Ainsi, le salariat consiste essentiellement dans la vente de la force de travail ou dans la transformation de cette force en marchandise. Dans la production de marchandises à forme simple, dont il a été question plus haut, on pouvait trouver au marché du lait, du pain, des tissus, des bottes, etc., mais point de force de travail. Cette force ne se vendait pas. Son propriétaire, l’artisan, possédait encore, en dehors d’elle, sa petite maison et ses outils. Il travaillait lui-même, utilisait sa propre force dans sa propre exploitation.
Il en est tout autrement en régime capitaliste. Ici, celui qui travaille ne possède aucun moyen de production; il ne peut utiliser sa force de travail dans sa propre exploitation; il est obligé, pour ne pas mourir de faim, de la vendre au capitaliste. A côté du marché où l’on vend le coton, le fromage et les machines, il se crée un marché du travail où les prolétaires, c’est-à-dire les ouvriers salariés, vendent leur force de travail. Par conséquent, ce qui distingue la production capitaliste de la production de marchandises, c’est que dans la production capitaliste, la force de travail elle-même devient une marchandise.

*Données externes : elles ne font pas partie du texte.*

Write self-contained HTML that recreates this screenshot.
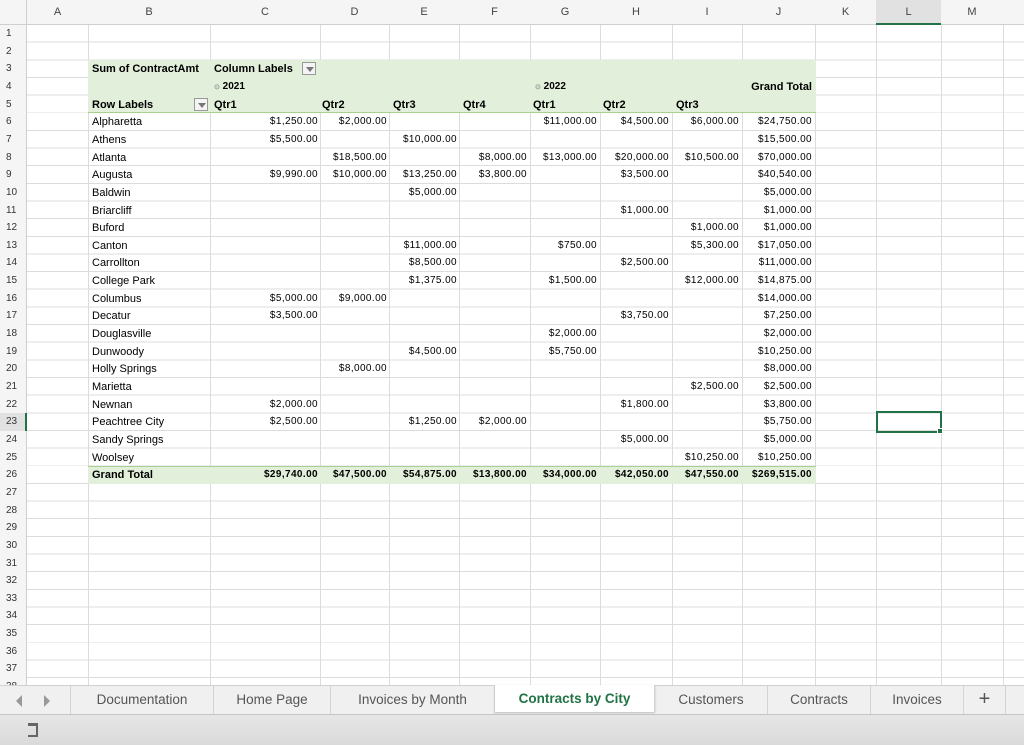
<!DOCTYPE html>
<html><head><meta charset="utf-8"><style>
*{margin:0;padding:0;box-sizing:border-box}
body{width:1024px;height:745px;overflow:hidden;background:#fff;font-family:"Liberation Sans",Arial,sans-serif;position:relative}
.hl{position:absolute;left:0;width:1024px;top:25px;height:660px;background:repeating-linear-gradient(to bottom,transparent 0,transparent 16.65px,#dcdcdc 16.65px,#dcdcdc 17.65px)}
.vl{position:absolute;top:0;width:1px;height:685px;background:#dcdcdc}
.colhdr{position:absolute;top:0;left:0;width:1024px;height:25px;background:#f5f5f5;border-bottom:1px solid #cfcfcf}
.ch{position:absolute;top:0;height:25px;line-height:25px;text-align:center;font-size:11px;color:#444}
.rowhdr{position:absolute;top:25px;left:0;width:27px;height:660px;background:#f5f5f5;border-right:1px solid #cfcfcf}
.rn{position:absolute;left:0;width:22px;text-align:left;padding-left:6px;font-size:10px;color:#333;height:17.65px;line-height:18px}
.g{position:absolute;background:#e2efda}
.r{position:absolute;left:0;width:1024px;height:17.65px;line-height:18px;font-size:11px;color:#000}
.r span{position:absolute;white-space:nowrap}
.n{font-size:10px;text-align:right;letter-spacing:0.4px}
.b{font-weight:bold}
.cB{left:92px}
.C{right:706px}.D{right:637px}.E{right:567px}.F{right:497px}.G{right:427px}.H{right:355px}.I{right:285px}.J{right:212px}
.dd{position:absolute;width:14px;height:13px;border:1px solid #999;background:#f4f4f4}
.dd:after{content:"";position:absolute;left:3px;top:4px;border-left:4px solid transparent;border-right:4px solid transparent;border-top:5px solid #777}
.tabbar{position:absolute;left:0;top:685px;width:1024px;height:30px;background:#f0f0f0;border-top:1px solid #d0d0d0}
.tab{position:absolute;top:0;height:28px;line-height:27px;font-size:13.5px;color:#555;text-align:center;border-right:1px solid #d4d4d4}
.status{position:absolute;left:0;top:714px;width:1024px;height:31px;background:linear-gradient(#e6e6e6,#dadada);border-top:1px solid #c4c4c4}
</style></head><body>
<div class="hl"></div>
<div class="vl" style="left:88px"></div><div class="vl" style="left:210px"></div><div class="vl" style="left:320px"></div><div class="vl" style="left:389px"></div><div class="vl" style="left:459px"></div><div class="vl" style="left:530px"></div><div class="vl" style="left:600px"></div><div class="vl" style="left:672px"></div><div class="vl" style="left:742px"></div><div class="vl" style="left:815px"></div><div class="vl" style="left:876px"></div><div class="vl" style="left:941px"></div><div class="vl" style="left:1003px"></div>

<div class="colhdr">
<div class="ch" style="left:27px;width:61px">A</div><div class="ch" style="left:88px;width:122px">B</div><div class="ch" style="left:210px;width:110px">C</div><div class="ch" style="left:320px;width:69px">D</div><div class="ch" style="left:389px;width:70px">E</div><div class="ch" style="left:459px;width:71px">F</div><div class="ch" style="left:530px;width:70px">G</div><div class="ch" style="left:600px;width:72px">H</div><div class="ch" style="left:672px;width:70px">I</div><div class="ch" style="left:742px;width:73px">J</div><div class="ch" style="left:815px;width:61px">K</div><div class="ch" style="left:876px;width:65px;background:#e1e1e1;border-bottom:2px solid #217346;height:25px">L</div><div class="ch" style="left:941px;width:62px">M</div>
<div style="position:absolute;left:0;top:0;width:27px;height:25px;border-right:1px solid #cfcfcf"></div>
</div>
<div class="rowhdr">
<div class="rn" style="top:0">1</div><div class="rn" style="top:17.65px">2</div><div class="rn" style="top:35.3px">3</div><div class="rn" style="top:52.95px">4</div><div class="rn" style="top:70.6px">5</div><div class="rn" style="top:88.25px">6</div><div class="rn" style="top:105.9px">7</div><div class="rn" style="top:123.55px">8</div><div class="rn" style="top:141.2px">9</div><div class="rn" style="top:158.85px">10</div><div class="rn" style="top:176.5px">11</div><div class="rn" style="top:194.15px">12</div><div class="rn" style="top:211.8px">13</div><div class="rn" style="top:229.45px">14</div><div class="rn" style="top:247.1px">15</div><div class="rn" style="top:264.75px">16</div><div class="rn" style="top:282.4px">17</div><div class="rn" style="top:300.05px">18</div><div class="rn" style="top:317.7px">19</div><div class="rn" style="top:335.35px">20</div><div class="rn" style="top:353px">21</div><div class="rn" style="top:370.65px">22</div><div class="rn" style="top:388.3px;background:#e1e1e1;border-right:2px solid #217346;width:27px">23</div><div class="rn" style="top:405.95px">24</div><div class="rn" style="top:423.6px">25</div><div class="rn" style="top:441.25px">26</div><div class="rn" style="top:458.9px">27</div><div class="rn" style="top:476.55px">28</div><div class="rn" style="top:494.2px">29</div><div class="rn" style="top:511.85px">30</div><div class="rn" style="top:529.5px">31</div><div class="rn" style="top:547.15px">32</div><div class="rn" style="top:564.8px">33</div><div class="rn" style="top:582.45px">34</div><div class="rn" style="top:600.1px">35</div><div class="rn" style="top:617.75px">36</div><div class="rn" style="top:635.4px">37</div><div class="rn" style="top:653.05px">38</div>
</div>

<div class="g" style="left:88px;top:60.3px;width:728px;height:53px;border-bottom:1px solid #a9d08e"></div>
<div class="g" style="left:88px;top:466.25px;width:728px;height:17.65px;border-top:1px solid #a9d08e"></div>

<div class="r b" style="top:60.3px"><span class="cB">Sum of ContractAmt</span><span style="left:214px">Column Labels</span></div>
<div class="dd" style="left:302px;top:62px"></div>
<div class="r b" style="top:77.95px;font-size:10px"><span style="left:214px"><span style="position:static;color:#999;font-size:7px">⊙</span> 2021</span><span style="left:535px"><span style="position:static;color:#999;font-size:7px">⊙</span> 2022</span><span style="right:212px;font-size:11px">Grand Total</span></div>
<div class="r b" style="top:95.6px"><span class="cB">Row Labels</span><span style="left:214px">Qtr1</span><span style="left:322px">Qtr2</span><span style="left:393px">Qtr3</span><span style="left:463px">Qtr4</span><span style="left:533px">Qtr1</span><span style="left:603px">Qtr2</span><span style="left:676px">Qtr3</span></div>
<div class="dd" style="left:194px;top:98px"></div>

<div class="r" style="top:113.25px"><span class="cB">Alpharetta</span><span class="n C">$1,250.00</span><span class="n D">$2,000.00</span><span class="n G">$11,000.00</span><span class="n H">$4,500.00</span><span class="n I">$6,000.00</span><span class="n J">$24,750.00</span></div>
<div class="r" style="top:130.9px"><span class="cB">Athens</span><span class="n C">$5,500.00</span><span class="n E">$10,000.00</span><span class="n J">$15,500.00</span></div>
<div class="r" style="top:148.55px"><span class="cB">Atlanta</span><span class="n D">$18,500.00</span><span class="n F">$8,000.00</span><span class="n G">$13,000.00</span><span class="n H">$20,000.00</span><span class="n I">$10,500.00</span><span class="n J">$70,000.00</span></div>
<div class="r" style="top:166.2px"><span class="cB">Augusta</span><span class="n C">$9,990.00</span><span class="n D">$10,000.00</span><span class="n E">$13,250.00</span><span class="n F">$3,800.00</span><span class="n H">$3,500.00</span><span class="n J">$40,540.00</span></div>
<div class="r" style="top:183.85px"><span class="cB">Baldwin</span><span class="n E">$5,000.00</span><span class="n J">$5,000.00</span></div>
<div class="r" style="top:201.5px"><span class="cB">Briarcliff</span><span class="n H">$1,000.00</span><span class="n J">$1,000.00</span></div>
<div class="r" style="top:219.15px"><span class="cB">Buford</span><span class="n I">$1,000.00</span><span class="n J">$1,000.00</span></div>
<div class="r" style="top:236.8px"><span class="cB">Canton</span><span class="n E">$11,000.00</span><span class="n G">$750.00</span><span class="n I">$5,300.00</span><span class="n J">$17,050.00</span></div>
<div class="r" style="top:254.45px"><span class="cB">Carrollton</span><span class="n E">$8,500.00</span><span class="n H">$2,500.00</span><span class="n J">$11,000.00</span></div>
<div class="r" style="top:272.1px"><span class="cB">College Park</span><span class="n E">$1,375.00</span><span class="n G">$1,500.00</span><span class="n I">$12,000.00</span><span class="n J">$14,875.00</span></div>
<div class="r" style="top:289.75px"><span class="cB">Columbus</span><span class="n C">$5,000.00</span><span class="n D">$9,000.00</span><span class="n J">$14,000.00</span></div>
<div class="r" style="top:307.4px"><span class="cB">Decatur</span><span class="n C">$3,500.00</span><span class="n H">$3,750.00</span><span class="n J">$7,250.00</span></div>
<div class="r" style="top:325.05px"><span class="cB">Douglasville</span><span class="n G">$2,000.00</span><span class="n J">$2,000.00</span></div>
<div class="r" style="top:342.7px"><span class="cB">Dunwoody</span><span class="n E">$4,500.00</span><span class="n G">$5,750.00</span><span class="n J">$10,250.00</span></div>
<div class="r" style="top:360.35px"><span class="cB">Holly Springs</span><span class="n D">$8,000.00</span><span class="n J">$8,000.00</span></div>
<div class="r" style="top:378px"><span class="cB">Marietta</span><span class="n I">$2,500.00</span><span class="n J">$2,500.00</span></div>
<div class="r" style="top:395.65px"><span class="cB">Newnan</span><span class="n C">$2,000.00</span><span class="n H">$1,800.00</span><span class="n J">$3,800.00</span></div>
<div class="r" style="top:413.3px"><span class="cB">Peachtree City</span><span class="n C">$2,500.00</span><span class="n E">$1,250.00</span><span class="n F">$2,000.00</span><span class="n J">$5,750.00</span></div>
<div class="r" style="top:430.95px"><span class="cB">Sandy Springs</span><span class="n H">$5,000.00</span><span class="n J">$5,000.00</span></div>
<div class="r" style="top:448.6px"><span class="cB">Woolsey</span><span class="n I">$10,250.00</span><span class="n J">$10,250.00</span></div>
<div class="r b" style="top:466.25px"><span class="cB">Grand Total</span><span class="n C">$29,740.00</span><span class="n D">$47,500.00</span><span class="n E">$54,875.00</span><span class="n F">$13,800.00</span><span class="n G">$34,000.00</span><span class="n H">$42,050.00</span><span class="n I">$47,550.00</span><span class="n J">$269,515.00</span></div>

<div style="position:absolute;left:876px;top:411px;width:66px;height:22px;border:2px solid #217346"></div>
<div style="position:absolute;left:937px;top:428px;width:6px;height:6px;background:#217346;border:1px solid #fff"></div>

<div class="tabbar">
<div style="position:absolute;left:16px;top:9px;border-right:6px solid #999;border-top:6px solid transparent;border-bottom:6px solid transparent"></div>
<div style="position:absolute;left:44px;top:9px;border-left:6px solid #999;border-top:6px solid transparent;border-bottom:6px solid transparent"></div>
<div class="tab" style="left:70px;width:144px;border-left:1px solid #d4d4d4">Documentation</div>
<div class="tab" style="left:214px;width:117px">Home Page</div>
<div class="tab" style="left:331px;width:164px">Invoices by Month</div>
<div class="tab" style="left:495px;width:160px;background:#fff;color:#217346;font-weight:bold;height:27px;top:-1px;box-shadow:0 1px 2px #bbb">Contracts by City</div>
<div class="tab" style="left:655px;width:113px">Customers</div>
<div class="tab" style="left:768px;width:103px">Contracts</div>
<div class="tab" style="left:871px;width:93px">Invoices</div>
<div class="tab" style="left:964px;width:42px;font-size:20px;color:#555">+</div>
</div>
<div class="status">
<div style="position:absolute;left:28px;top:8px;width:10px;height:14px;border:2px solid #666;border-top-width:3px;border-left:none"></div>
</div>
</body></html>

Ainsi, le troisième trait caractéristique du régime capitaliste est le travail salarié.
Les traits caractéristiques du régime capitaliste sont donc au nombre de trois :
— la production pour le marché (production de marchandises) ;
— la monopolisation des moyens de production par la classe capitaliste ;
— le travail salarié, c’est-à-dire fondé sur la vente de la force de travail.